I think that AlZarqawy could not have rallied his troops with a better speech. What is he doing giving speeches like this so close to the elections in Iraq? Iraqis will brave threats to their lives to vote in hope that we will stay with them till they are ready. Now a U.S. senator tells them we must pull out quickly and leave the Iraqis with no help. When we fought for our independence during the revolutionary war we needed help from other nations and they did not cut and run after we declared our independence and our democratic republic. Does Kennedy not look at our past history? Will he stop at nothing for his own agenda and political gain? What shame what a defile to this great nation of ours. Then this is democracy and we must fight for his freedoms and rights like we do for ours. I wonder if he would do the same for us.

Actually, no, I don't think Kennedy would fight for our freedom. I'm not even sure he would try to save us if we were drowning. (Mary Jo Kopeckne was unavailable for comment) But there is no possible excuse for Kennedy's behavior. He is a disgrace to the office he holds.

Aggie Hoopsfan
01-29-2005, 04:42 PM
When you post chain mails you're as bad as Dan.

Yonivore
01-29-2005, 04:51 PM
When you post chain mails you're as bad as Dan.
It's been snopesed and it's interesting so, kiss my ass.

Aggie Hoopsfan
01-29-2005, 05:13 PM
It's not interesting.

Look, I get tired of the same old shit from both sides of the aisle. Ted Kennedy is about as relevant as my grandma in the grand scheme of things (and she's buried six feet under). He's always a favorite target of conservatives because he's been around so long on the other side, and he's done some seriously dubious stuff in the past (like driving cars into rivers and walking away).

I try to live life by a relevance scale and this isn't relevant. I think just about everyone knows Ted Kennedy is a POS. So why rehash the same tired shit? It's the same thing Dan does with 99.9% of all his posts.

I could GAF if it's been snoped, I've been getting the email with all that in it for the better of a year now, and it's right up there with the Cialis and Nigerian fuckers as far as the list of things I least enjoy seeing in my inbox.

So I guess what I'm getting at, stop with the radical right wing democrats are bad chain mail BS.

I'm all for intelligent politically related discussion on this board, but what you've posted doesn't really qualify in my eyes.

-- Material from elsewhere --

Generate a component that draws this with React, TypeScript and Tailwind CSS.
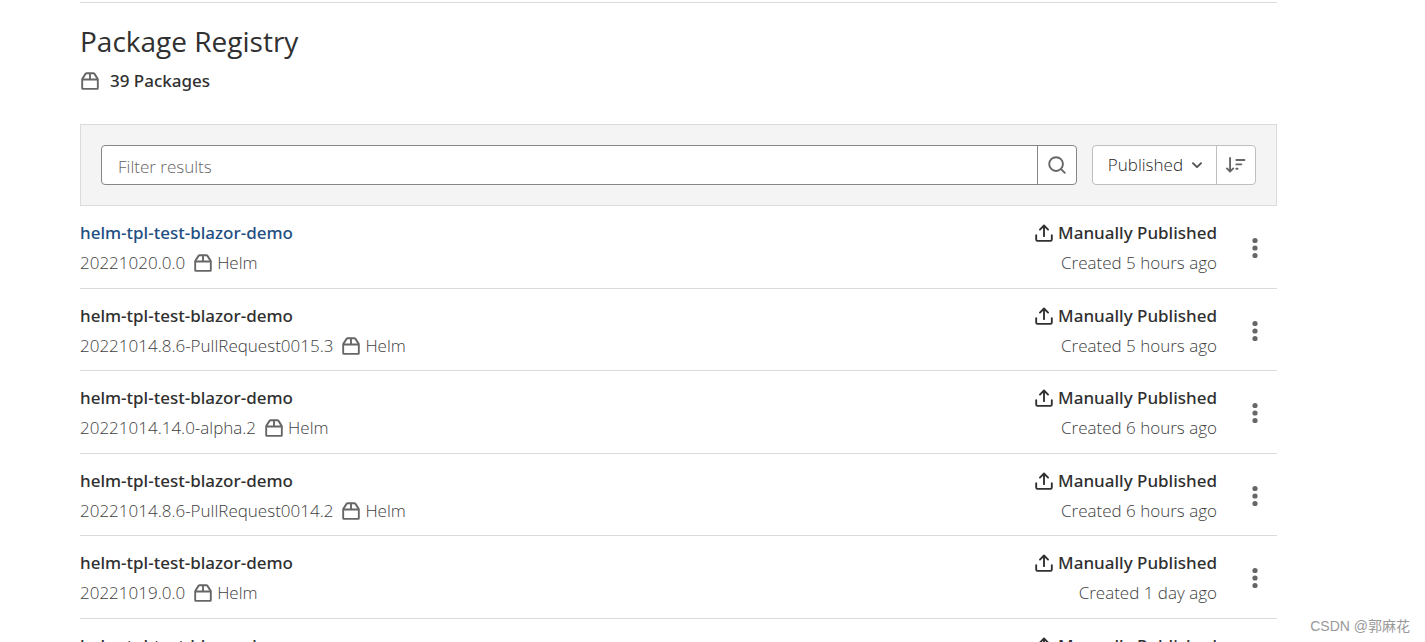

We all know Ted's a sack of shit, we don't need a constantly recycled chain mail to tell us again.

Yonivore
01-29-2005, 05:17 PM
It's not interesting.

Look, I get tired of the same old shit from both sides of the aisle. Ted Kennedy is about as relevant as my grandma in the grand scheme of things (and she's buried six feet under). He's always a favorite target of conservatives because he's been around so long on the other side, and he's done some seriously dubious stuff in the past (like driving cars into rivers and walking away).

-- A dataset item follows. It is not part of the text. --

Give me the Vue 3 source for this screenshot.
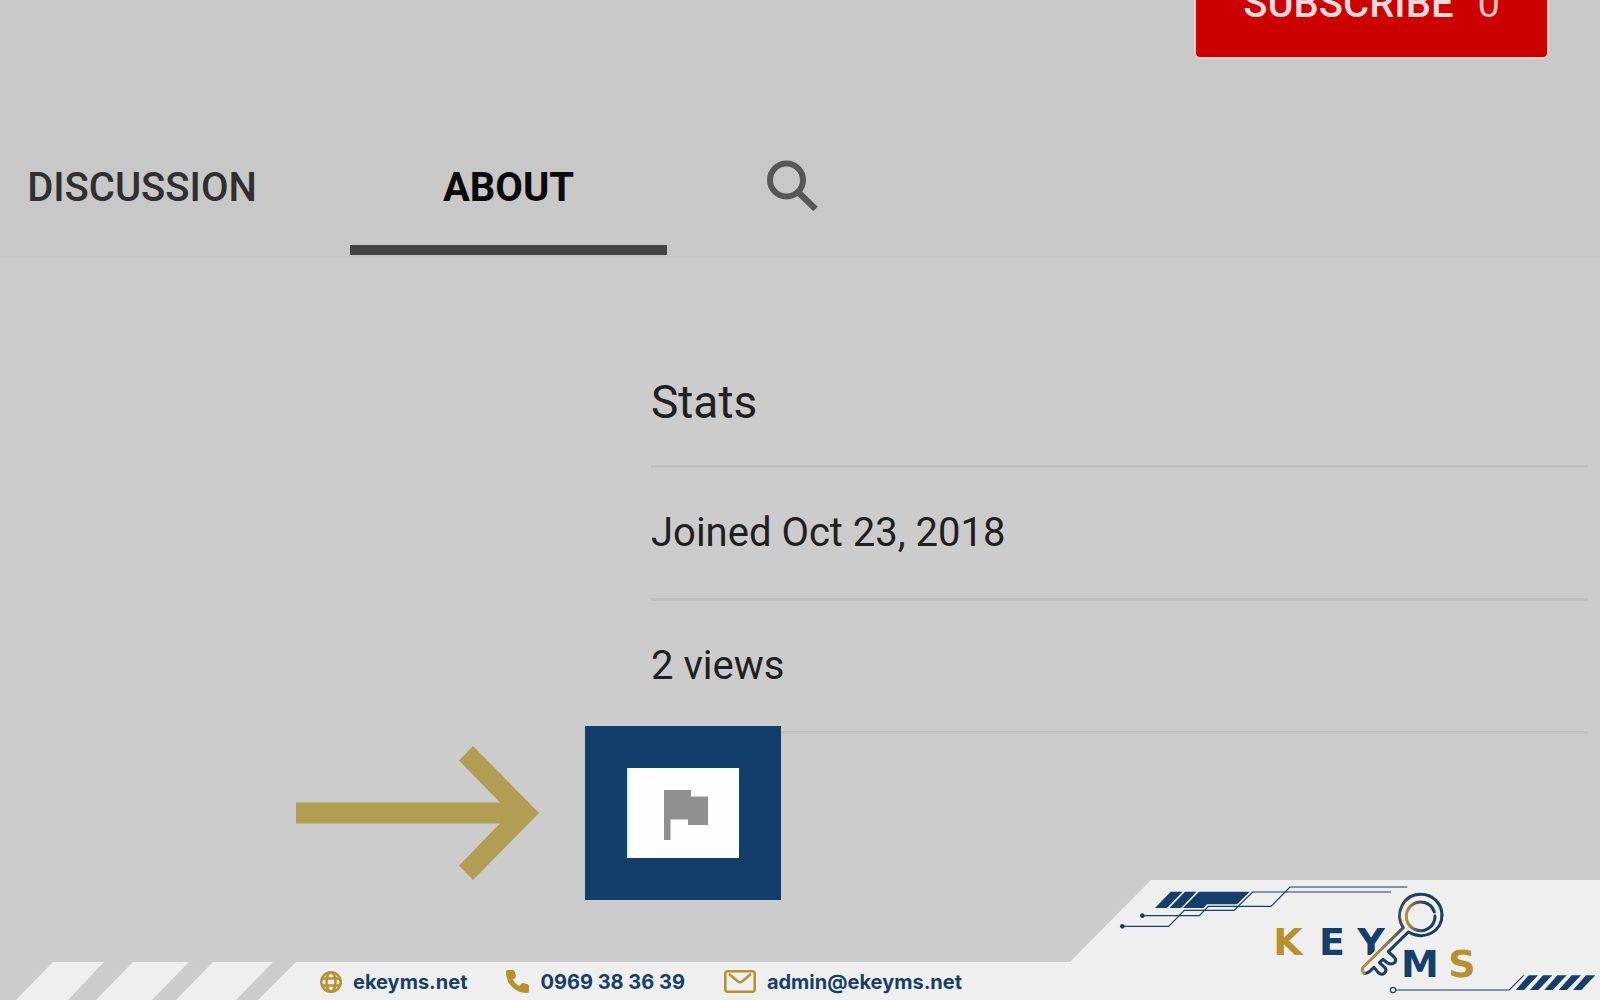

I try to live life by a relevance scale and this isn't relevant. I think just about everyone knows Ted Kennedy is a POS. So why rehash the same tired shit? It's the same thing Dan does with 99.9% of all his posts.

I could GAF if it's been snoped, I've been getting the email with all that in it for the better of a year now, and it's right up there with the Cialis and Nigerian fuckers as far as the list of things I least enjoy seeing in my inbox.

So I guess what I'm getting at, stop with the radical right wing democrats are bad chain mail BS.

I'm all for intelligent politically related discussion on this board, but what you've posted doesn't really qualify in my eyes.

We all know Ted's a sack of shit, we don't need a constantly recycled chain mail to tell us again.
Well, at least we know where you stand. Thanks! That was interesting... :rolleyes

And I think the correct terminology is "snopesed" since the site is www.snopes.com; now, if it were www.snope.com, "snoped" would be correct but, since it's not, I don't think you've correctly referenced the website.

Aggie Hoopsfan
01-29-2005, 05:40 PM
I know what snopes is. Snopesed sounds dumb, snoped sounds better, so I used it. Sue me.

Yonivore
01-29-2005, 05:42 PM
Sue me.
Alright...what's your name and address?

FromWayDowntown
01-29-2005, 05:57 PM
Remember the guy who got on a plane with a bomb built into his shoe
and tried to light it?

Did you know his trial is over?

Did you know he was sentenced?

Did you see/hear any of the judge's comments on TV/Radio?

Didn't think so.

Funny, I recall all of this encounter -- when it actually took place a couple of years ago, in January 2003. And it was reported all over the mainstream media. Without belaboring the point (and without trying to accumulate an inclusive list), Judge Young's comments were reported on: CNN (http://www.cnn.com/2003/LAW/01/31/reid.transcript/), Fox News (http://www.foxnews.com/story/0,2933,77130,00.html), CBS (http://www.cbsnews.com/stories/2003/01/31/attack/main538727.shtml), the BBC (http://news.bbc.co.uk/1/hi/world/americas/2708205.stm), in USA Today (http://www.usatoday.com/news/nation/2003-01-30-reid_x.htm), and by the Associated Press (http://www.charlotte.com/mld/charlotte/5069928.htm?1c).

Since I'm sure the intent in suggesting that there had been no reporting of this was purely a comment upon technology and nothing else, it's worth noting that all of these reports were filed on the day Judge Young made his comments -- pretty amazing stuff, given the antiquated technology of January 30, 2003! :rolleyes

Editorially, I think Young's was a pretty accurate expression of a sentiment shared by many in the time after 9/11/01 and before the invasion of Iraq, which occurred in earnest on March 20, 2003. It was a statement made at a time when most believed that we had undertaken proper measures to combat terrorism.

It's too bad that a well-thought, heartfelt statement has been reduced to nothing other than fodder for suggesting further political polarity.

ididnotnothat
01-30-2005, 07:39 PM
Well, so much for his shoe deal with Nike.